Swartz may not look like an old guard DR planner, but she sounds like one. Like the rugged individualists of the early days of Big Iron recovery planning, she prefers a homegrown planning effort to an outsourced solution. Ultimately, she and her co-workers at Enterprise will need to implement whatever strategy they deploy, so it makes little sense to her to have contingency plans developed by an organization outside of the company. She says that management philosophy at Enterprise is entirely consistent with her homegrown approach.

“The philosophy of Enterprise management,” she notes, “is that if you want to make something a priority, make it someone’s main focus.” She says that her job is made considerably easier by management support, on the one hand, and the enthusiastic support of both technical and business personnel at Enterprise.

Swartz typifies a new breed of planners: her work straddles two worlds of business operations and information technology. She recognizes that the appropriate focus of her work is not the recovery of a specific platform or network, but the business processes that the technology infrastructure supports.

Her proactive planning approach and her attention to high availability further distinguishes her as a next-generation “master of disaster.” Given the increasingly tight relationship between business and technology, and the increasing complexity of technology itself, planners can no longer be content to develop recovery strategies after the fact.

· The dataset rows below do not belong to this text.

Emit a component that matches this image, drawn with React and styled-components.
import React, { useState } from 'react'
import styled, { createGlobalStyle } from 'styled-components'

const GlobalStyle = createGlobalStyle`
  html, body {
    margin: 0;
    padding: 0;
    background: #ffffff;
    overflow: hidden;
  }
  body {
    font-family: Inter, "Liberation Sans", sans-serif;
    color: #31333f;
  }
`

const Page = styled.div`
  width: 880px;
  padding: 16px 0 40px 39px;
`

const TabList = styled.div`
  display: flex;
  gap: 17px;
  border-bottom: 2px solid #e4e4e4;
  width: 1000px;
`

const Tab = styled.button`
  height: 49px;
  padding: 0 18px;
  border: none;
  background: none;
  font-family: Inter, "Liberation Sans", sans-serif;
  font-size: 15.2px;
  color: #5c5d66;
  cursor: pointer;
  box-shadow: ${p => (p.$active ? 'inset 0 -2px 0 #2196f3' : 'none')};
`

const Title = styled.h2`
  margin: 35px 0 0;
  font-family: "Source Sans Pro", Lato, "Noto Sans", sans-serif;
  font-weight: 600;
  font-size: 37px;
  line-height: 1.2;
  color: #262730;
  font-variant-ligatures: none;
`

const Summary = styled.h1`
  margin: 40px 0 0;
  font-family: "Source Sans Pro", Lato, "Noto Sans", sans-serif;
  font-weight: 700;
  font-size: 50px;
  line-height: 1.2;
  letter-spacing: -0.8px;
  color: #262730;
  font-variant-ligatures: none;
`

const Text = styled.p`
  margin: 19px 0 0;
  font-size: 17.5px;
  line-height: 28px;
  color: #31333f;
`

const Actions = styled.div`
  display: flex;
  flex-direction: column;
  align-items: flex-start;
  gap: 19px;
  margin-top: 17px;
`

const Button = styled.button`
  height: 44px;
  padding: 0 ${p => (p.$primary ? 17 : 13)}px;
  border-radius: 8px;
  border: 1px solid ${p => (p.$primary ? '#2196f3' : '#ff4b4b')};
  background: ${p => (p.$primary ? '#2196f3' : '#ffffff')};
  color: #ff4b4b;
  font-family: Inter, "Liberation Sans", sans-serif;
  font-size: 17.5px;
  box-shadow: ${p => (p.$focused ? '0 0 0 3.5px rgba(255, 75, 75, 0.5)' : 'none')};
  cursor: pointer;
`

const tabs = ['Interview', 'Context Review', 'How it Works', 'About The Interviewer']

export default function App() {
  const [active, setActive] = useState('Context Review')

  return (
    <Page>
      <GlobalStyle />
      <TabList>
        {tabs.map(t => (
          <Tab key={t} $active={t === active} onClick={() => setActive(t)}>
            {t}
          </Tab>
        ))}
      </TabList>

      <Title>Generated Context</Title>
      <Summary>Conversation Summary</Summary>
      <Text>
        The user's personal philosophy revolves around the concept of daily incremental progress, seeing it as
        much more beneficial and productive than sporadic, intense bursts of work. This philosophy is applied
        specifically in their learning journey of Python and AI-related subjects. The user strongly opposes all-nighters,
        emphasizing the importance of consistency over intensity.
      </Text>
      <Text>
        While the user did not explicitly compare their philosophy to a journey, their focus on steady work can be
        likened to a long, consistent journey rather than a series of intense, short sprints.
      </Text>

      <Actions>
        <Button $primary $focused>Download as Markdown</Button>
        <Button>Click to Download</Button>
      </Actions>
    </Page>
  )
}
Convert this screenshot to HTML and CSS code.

Like Swartz, next generation planners need to be directly involved at the conception of new business applications, to contribute their insights to the design of software and hosting platforms, so that their recoverability is assured.

To Swartz, as to Enterprise Rent-A-Car senior management, business interruptions are anathema—not events to be feared, but risks to be engineered out of the system. Like the true next generation contingency planner, Swartz is ultimately an optimist.